The Twelve Original Amendments

The Bill of Rights as ratified in 1791 contains ten amendments, but Congress originally proposed twelve. The preamble introduced all twelve, not just the ten that the states approved. The two that failed to gain enough support at the time dealt with different subjects entirely: one set a formula for the size of the House of Representatives based on population, and the other prohibited changes to congressional pay from taking effect until after the next election.8National Archives Foundation. The Original 12 Amendments

The congressional pay amendment has an unusual epilogue. It sat unratified for over two centuries before finally being adopted as the Twenty-Seventh Amendment on May 7, 1992.9Congress.gov. Overview of the Twenty-Seventh Amendment, Congressional Pay The apportionment amendment, meanwhile, has never been ratified and remains technically pending before the states. The preamble applies to all twelve proposals equally, which means its stated purposes extend beyond the familiar ten amendments.

Does the Preamble Carry Legal Weight?

The preamble to the Bill of Rights is not enforceable law in the way the amendments themselves are. Like the more famous preamble to the Constitution (“We the People…”), it serves as an interpretive guide rather than a source of binding legal authority. Federal courts have generally treated preambles as context for understanding the provisions that follow, not as independent sources of rights or restrictions.
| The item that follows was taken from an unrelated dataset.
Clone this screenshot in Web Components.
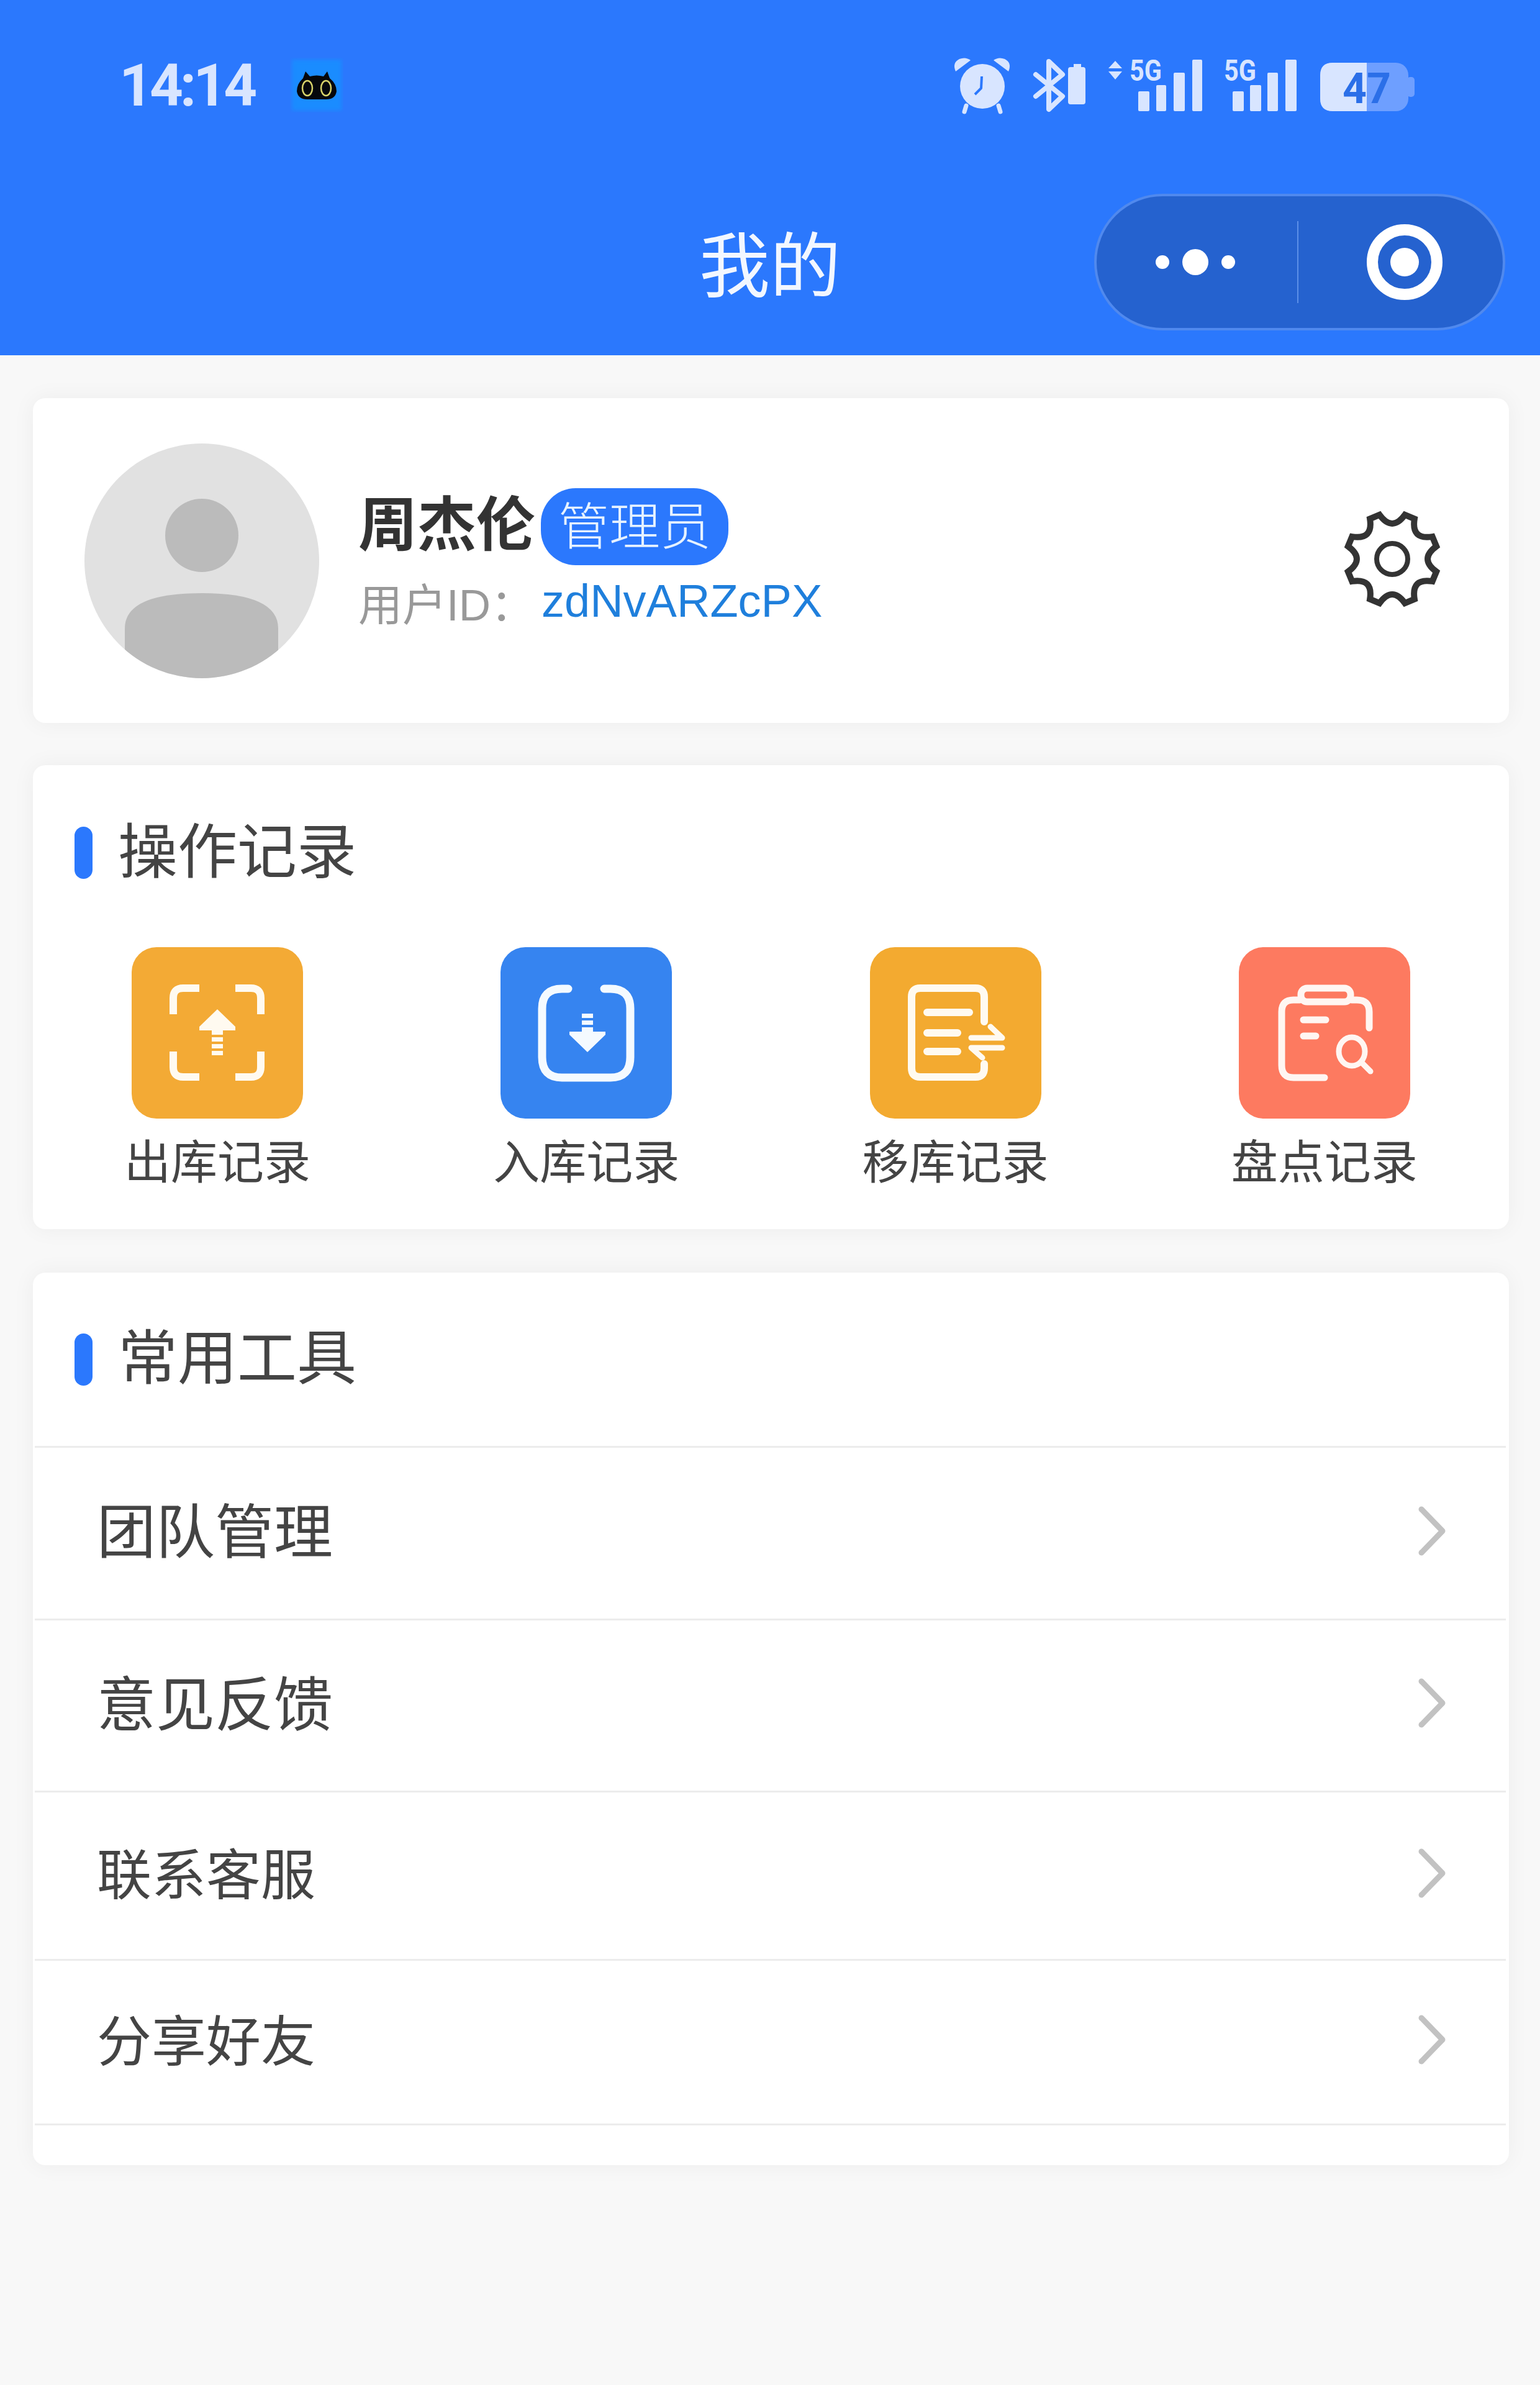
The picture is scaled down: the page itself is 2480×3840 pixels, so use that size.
<!DOCTYPE html>
<html lang="zh-CN">
<head>
<meta charset="utf-8">
<title>我的</title>
<style>
html, body {
    margin: 0;
    width: 2480px;
    height: 3840px;
    overflow: hidden;
    background: #f8f8f8;
    font-family: "Noto Sans CJK SC", "Noto Sans", sans-serif;
    color: #444;
}
</style>
</head>
<body>

<app-header>我的</app-header>

<page-body>
    <profile-card name="周杰伦" role="管理员" uid="zdNvARZcPX"></profile-card>

    <ui-card style="--pad-bottom: 67px">
        <section-title>操作记录</section-title>
        <record-grid>
            <record-item label="出库记录" color="#f3aa35">
                <svg viewBox="0 0 276 276" fill="none" stroke="#fffaf0" stroke-width="12">
                    <path d="M67 108V82Q67 66 83 66H109M167 66H192Q208 66 208 82V108M67 168V193Q67 209 83 209H109M167 209H192Q208 209 208 193V168"/>
                    <path d="M138 100L167 128V134H109V128Z" fill="#fffaf0" stroke="none"/>
                    <path d="M138 134V176" stroke-width="18" stroke-dasharray="7 4"/>
                </svg>
            </record-item>
            <record-item label="入库记录" color="#3684f0">
                <svg viewBox="0 0 276 276" fill="none" stroke="#f4faff" stroke-width="13" stroke-linecap="round">
                    <path d="M109 67H99Q67 67 67 99V177Q67 210 99 210H177Q209 210 209 177V99Q209 67 177 67H167"/>
                    <path d="M140 107V140" stroke-width="18" stroke-dasharray="7 4" stroke-linecap="butt"/>
                    <path d="M140 169L111 141V136H169V141Z" fill="#f4faff" stroke="none"/>
                </svg>
            </record-item>
            <record-item label="移库记录" color="#f3aa30">
                <svg viewBox="0 0 276 276" fill="none" stroke="#fffaf0" stroke-width="12" stroke-linecap="round">
                    <path d="M184 120V80Q184 66 170 66H81Q67 66 67 80V195Q67 209 81 209H170Q184 209 184 195V188"/>
                    <path d="M92 105H160M92 138H141M92 168H141"/>
                    <path d="M163 146H213L194 128M213 162H163L181 178" stroke-width="9" stroke-linejoin="round"/>
                </svg>
            </record-item>
            <record-item label="盘点记录" color="#fd7a60">
                <svg viewBox="0 0 276 276" fill="none" stroke="#fff6f2" stroke-width="11" stroke-linecap="round">
                    <rect x="100" y="66" width="80" height="22" rx="10"/>
                    <path d="M98 85H88Q69 85 69 104V190Q69 210 88 210H138M182 85H190Q210 85 210 104V130"/>
                    <path d="M104 117H140M104 143H124"/>
                    <ellipse cx="182" cy="168" rx="21" ry="23" stroke-width="9"/>
                    <path d="M198 186L212 200" stroke-width="9"/>
                </svg>
            </record-item>
        </record-grid>
    </ui-card>

    <ui-card style="--pad-bottom: 64px; margin-top: 2px">
        <section-title style="--title-h: 279px">常用工具</section-title>
        <tool-row style="--row-h: 278px; --row-font: 95px">团队管理</tool-row>
        <tool-row style="--row-h: 277px; --row-font: 95px">意见反馈</tool-row>
        <tool-row style="--row-h: 271px; --row-font: 88px">联系客服</tool-row>
        <tool-row style="--row-h: 268px; --row-font: 88px">分享好友</tool-row>
    </ui-card>
</page-body>

<script>
class StatusBar extends HTMLElement {

    constructor() {
        super()
        this._shadowRoot = this.attachShadow({mode: 'open'})
        this._shadowRoot.innerHTML = `
<style>
:host {
    display: flex;
    align-items: center;
    height: 270px;
    padding: 0 195px 0 192px;
    color: #d8e5ff;
}
#time {
    width: 240px;
    margin-top: 5px;
    font: 700 94px/1 Roboto, sans-serif;
    letter-spacing: -5px;
}
#cat {
    width: 86px;
    height: 88px;
    margin: 4px 0 0 35px;
}
#glow {
    filter: blur(3px);
}
#icons {
    width: 755px;
    height: 155px;
    margin: 4px 0 0 auto;
    fill: #d8e5ff;
}
text {
    font-family: Roboto, sans-serif;
    font-weight: 700;
}
</style>
<span id="time">14:14</span>
<svg id="cat" viewBox="0 0 86 88">
    <rect id="glow" x="3" y="3" width="80" height="82" fill="#1a8cff"/>
    <path d="M25 22L32 30Q43 27 54 30L60 22L64 33Q75 42 75 54Q73 67 58 67H28Q13 67 11 54Q11 42 21 33Z" fill="#06080c"/>
    <ellipse cx="28" cy="49" rx="8" ry="12" fill="none" stroke="#d8d36a" stroke-width="2.5"/>
    <ellipse cx="58" cy="49" rx="8" ry="12" fill="none" stroke="#d8d36a" stroke-width="2.5"/>
</svg>
<svg id="icons" viewBox="1530 60 755 155">
    <!-- alarm clock -->
    <path d="M1539 115Q1533 101 1545 95Q1555 91 1563 97Z"/>
    <path d="M1624 115Q1630 101 1618 95Q1608 91 1600 97Z"/>
    <circle cx="1582" cy="139" r="36"/>
    <path d="M1556 170L1553 180M1608 170L1611 180" stroke="#d8e5ff" stroke-width="7" stroke-linecap="round"/>
    <path d="M1581 123L1580 142L1570 152" fill="none" stroke="#2b78fd" stroke-width="4" stroke-linejoin="round"/>
    <!-- bluetooth and its small battery -->
    <path d="M1668 120L1711 155L1689 176V99L1711 120L1668 155" fill="none" stroke="#d8e5ff" stroke-width="8" stroke-linejoin="round" stroke-linecap="round"/>
    <path d="M1729 103H1741V108H1744Q1748 108 1748 112V164Q1748 168 1744 168H1724Q1720 168 1720 164V112Q1720 108 1724 108H1729Z"/>
    <!-- first sim -->
    <path d="M1796 98L1807 110H1785ZM1796 128L1785 115H1807Z"/>
    <text x="1819" y="130" font-size="48" textLength="52" lengthAdjust="spacingAndGlyphs">5G</text>
    <rect x="1833" y="147" width="18" height="32" rx="2"/>
    <rect x="1862" y="137" width="16" height="42" rx="2"/>
    <rect x="1890" y="117" width="18" height="62" rx="2"/>
    <rect x="1920" y="96" width="16" height="83" rx="2"/>
    <!-- second sim -->
    <text x="1971" y="130" font-size="48" textLength="52" lengthAdjust="spacingAndGlyphs">5G</text>
    <rect x="1985" y="147" width="18" height="32" rx="2"/>
    <rect x="2013" y="137" width="18" height="42" rx="2"/>
    <rect x="2041" y="117" width="17" height="62" rx="2"/>
    <rect x="2070" y="96" width="18" height="83" rx="2"/>
    <!-- battery, level 47 -->
    <rect x="2126" y="101" width="142" height="78" rx="20" fill="#6e9fff"/>
    <rect x="2266" y="124" width="12" height="32" rx="5" fill="#6e9fff"/>
    <path d="M2201 101H2146Q2126 101 2126 121V159Q2126 179 2146 179H2201Z"/>
    <text x="2201" y="166" font-size="68" text-anchor="middle" fill="#2b6fe8">47</text>
</svg>
`
    }

}

class NavCapsule extends HTMLElement {

    constructor() {
        super()
        this._shadowRoot = this.attachShadow({mode: 'open'})
        this._shadowRoot.innerHTML = `
<style>
:host {
    display: flex;
    align-items: center;
    box-sizing: border-box;
    width: 662px;
    height: 220px;
    background: #2562cf;
    border: 4px solid #5089ee;
    border-radius: 110px;
}
.half {
    flex: 1;
    display: flex;
    justify-content: center;
}
#divider {
    width: 2px;
    height: 132px;
    background: #5c8fe8;
}
svg {
    fill: #fff;
    display: block;
}
</style>
<div class="half" style="padding-right: 6px">
    <svg width="130" height="44" viewBox="0 0 130 44">
        <circle cx="12" cy="22" r="11"/>
        <circle cx="65" cy="22" r="21"/>
        <circle cx="118" cy="22" r="11"/>
    </svg>
</div>
<div id="divider"></div>
<div class="half" style="padding-left: 12px">
    <svg width="124" height="124" viewBox="0 0 124 124">
        <circle cx="62" cy="62" r="52" fill="none" stroke="#fff" stroke-width="18"/>
        <circle cx="62" cy="62" r="23"/>
    </svg>
</div>
`
    }

}

class AppHeader extends HTMLElement {

    constructor() {
        super()
        this._shadowRoot = this.attachShadow({mode: 'open'})
        this._shadowRoot.innerHTML = `
<style>
:host {
    display: block;
    height: 572px;
    background: #2b78fd;
}
#nav {
    display: grid;
    grid-template-columns: 1fr auto 1fr;
    align-items: center;
    padding: 42px 56px 0;
}
#title {
    margin-bottom: 4px;
    font-size: 114px;
    line-height: 216px;
    color: #f2f7ff;
}
nav-capsule {
    justify-self: end;
}
</style>
<status-bar></status-bar>
<div id="nav">
    <span></span>
    <span id="title"><slot></slot></span>
    <nav-capsule></nav-capsule>
</div>
`
    }

}

class PageBody extends HTMLElement {

    constructor() {
        super()
        this._shadowRoot = this.attachShadow({mode: 'open'})
        this._shadowRoot.innerHTML = `
<style>
:host {
    display: flex;
    flex-direction: column;
    gap: 68px;
    padding: 69px 50px 0 53px;
}
</style>
<slot></slot>
`
    }

}

class UiCard extends HTMLElement {

    constructor() {
        super()
        this._shadowRoot = this.attachShadow({mode: 'open'})
        this._shadowRoot.innerHTML = `
<style>
:host {
    display: block;
    background: #fff;
    border-radius: 20px;
    padding-bottom: var(--pad-bottom, 0);
    box-shadow: 0 0 36px rgba(0, 0, 0, .05);
}
</style>
<slot></slot>
`
    }

}

class ProfileCard extends HTMLElement {

    // gear outline: eight teeth joined by curved notches
    static gearPath(cx, cy) {
        const point = (r, deg) => {
            const a = (deg - 90) * Math.PI / 180
            return `${(cx + r * Math.cos(a)).toFixed(1)} ${(cy + r * Math.sin(a)).toFixed(1)}`
        }
        let d = ''
        for (let i = 0; i < 8; i++) {
            const notch = i * 45
            d += i === 0 ? `M${point(74, notch - 16)}` : ''
            d += `Q${point(43, notch)} ${point(74, notch + 16)}L${point(74, notch + 29)}`
        }
        return d + 'Z'
    }

    constructor() {
        super()
        this._shadowRoot = this.attachShadow({mode: 'open'})
        this._shadowRoot.innerHTML = `
<style>
:host {
    display: flex;
    align-items: center;
    box-sizing: border-box;
    height: 523px;
    padding: 0 108px 0 83px;
    background: #fff;
    border-radius: 20px;
    box-shadow: 0 0 36px rgba(0, 0, 0, .05);
}
#avatar {
    width: 378px;
    height: 378px;
    flex: none;
}
#info {
    margin-left: 63px;
    flex: 1;
}
#top {
    display: flex;
    align-items: center;
    height: 124px;
}
#name {
    margin-bottom: 20px;
    font-size: 95px;
    font-weight: 700;
    color: #333;
}
#role {
    margin-left: 9px;
    padding: 0 28px;
    height: 124px;
    line-height: 112px;
    font-size: 82px;
    font-weight: 300;
    color: #e6f2ff;
    background: #2b78fd;
    border-radius: 56px;
}
#bottom {
    display: flex;
    align-items: center;
    height: 104px;
    margin-top: 6px;
    font-size: 71px;
    color: #999;
}
#label {
    width: 295px;
    font-family: "Liberation Sans", "Noto Sans CJK SC", sans-serif;
}
#uid {
    font: 74px "Liberation Sans", sans-serif;
    color: #1f7fdc;
}
#gear {
    width: 160px;
    height: 160px;
    margin-bottom: 6px;
    flex: none;
}
</style>
<svg id="avatar" viewBox="0 0 378 378">
    <defs><clipPath id="round"><circle cx="189" cy="189" r="189"/></clipPath></defs>
    <circle cx="189" cy="189" r="189" fill="#e1e1e1"/>
    <circle cx="189" cy="148" r="59" fill="#bbb"/>
    <path d="M65 298Q65 241 189 241Q312 241 312 298V378H65Z" fill="#bbb" clip-path="url(#round)"/>
</svg>
<div id="info">
    <div id="top"><span id="name"></span><span id="role"></span></div>
    <div id="bottom"><span id="label">用户ID：</span><span id="uid"></span></div>
</div>
<svg id="gear" viewBox="0 0 160 160" fill="none" stroke="#333" stroke-linejoin="miter">
    <path stroke-width="10" d="${ProfileCard.gearPath(80, 80)}"/>
    <circle cx="80" cy="80" r="25" stroke-width="8"/>
</svg>
`
        this._shadowRoot.getElementById('name').textContent = this.getAttribute('name')
        this._shadowRoot.getElementById('role').textContent = this.getAttribute('role')
        this._shadowRoot.getElementById('uid').textContent = this.getAttribute('uid')
    }

}

class SectionTitle extends HTMLElement {

    constructor() {
        super()
        this._shadowRoot = this.attachShadow({mode: 'open'})
        this._shadowRoot.innerHTML = `
<style>
:host {
    display: flex;
    align-items: center;
    gap: 41px;
    height: var(--title-h, 282px);
    padding-left: 67px;
    font-size: 96px;
    color: #444;
}
#bar {
    width: 29px;
    height: 84px;
    background: #2b78fd;
    border-radius: 15px;
}
#text {
    margin-bottom: 20px;
}
</style>
<div id="bar"></div>
<span id="text"><slot></slot></span>
`
    }

}

class RecordGrid extends HTMLElement {

    constructor() {
        super()
        this._shadowRoot = this.attachShadow({mode: 'open'})
        this._shadowRoot.innerHTML = `
<style>
:host {
    display: grid;
    grid-template-columns: repeat(4, 1fr);
    margin-top: 11px;
}
</style>
<slot></slot>
`
    }

}

class RecordItem extends HTMLElement {

    constructor() {
        super()
        this._shadowRoot = this.attachShadow({mode: 'open'})
        this._shadowRoot.innerHTML = `
<style>
:host {
    display: flex;
    flex-direction: column;
    align-items: center;
}
#tile {
    width: 276px;
    height: 276px;
    border-radius: 40px;
}
::slotted(svg) {
    display: block;
    width: 276px;
    height: 276px;
}
#label {
    margin-top: 19px;
    font-size: 75px;
    line-height: 92px;
    color: #444;
}
</style>
<div id="tile"><slot></slot></div>
<div id="label"></div>
`
        this._shadowRoot.getElementById('tile').style.background = this.getAttribute('color')
        this._shadowRoot.getElementById('label').textContent = this.getAttribute('label')
    }

}

class ToolRow extends HTMLElement {

    constructor() {
        super()
        this._shadowRoot = this.attachShadow({mode: 'open'})
        this._shadowRoot.innerHTML = `
<style>
:host {
    display: flex;
    align-items: center;
    justify-content: space-between;
    box-sizing: border-box;
    height: var(--row-h);
    margin: 0 5px 0 3px;
    padding: 0 96px 0 100px;
    border-top: 3px solid #ececec;
    font-size: var(--row-font);
    color: #444;
}
:host(:last-child) {
    border-bottom: 3px solid #ececec;
}
#text {
    margin-bottom: 18px;
}
svg {
    width: 46px;
    height: 80px;
    margin-bottom: 8px;
}
</style>
<span id="text"><slot></slot></span>
<svg viewBox="0 0 46 80" fill="none" stroke="#c2c2c2" stroke-width="9" stroke-linecap="round" stroke-linejoin="round">
    <path d="M6 5L40 40L6 75"/>
</svg>
`
    }

}

window.customElements.define('status-bar', StatusBar)
window.customElements.define('nav-capsule', NavCapsule)
window.customElements.define('app-header', AppHeader)
window.customElements.define('page-body', PageBody)
window.customElements.define('ui-card', UiCard)
window.customElements.define('profile-card', ProfileCard)
window.customElements.define('section-title', SectionTitle)
window.customElements.define('record-grid', RecordGrid)
window.customElements.define('record-item', RecordItem)
window.customElements.define('tool-row', ToolRow)
</script>
</body>
</html>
That said, the preamble has real interpretive value. When courts face questions about whether a particular federal action oversteps constitutional boundaries, the preamble’s stated purpose of preventing “misconstruction or abuse” of federal power supports reading the amendments broadly in favor of individual liberty. It provides historical evidence of legislative intent that can inform how judges apply the Bill of Rights to modern disputes. The preamble may not be the law itself, but it is the framers’ own explanation of why the law exists.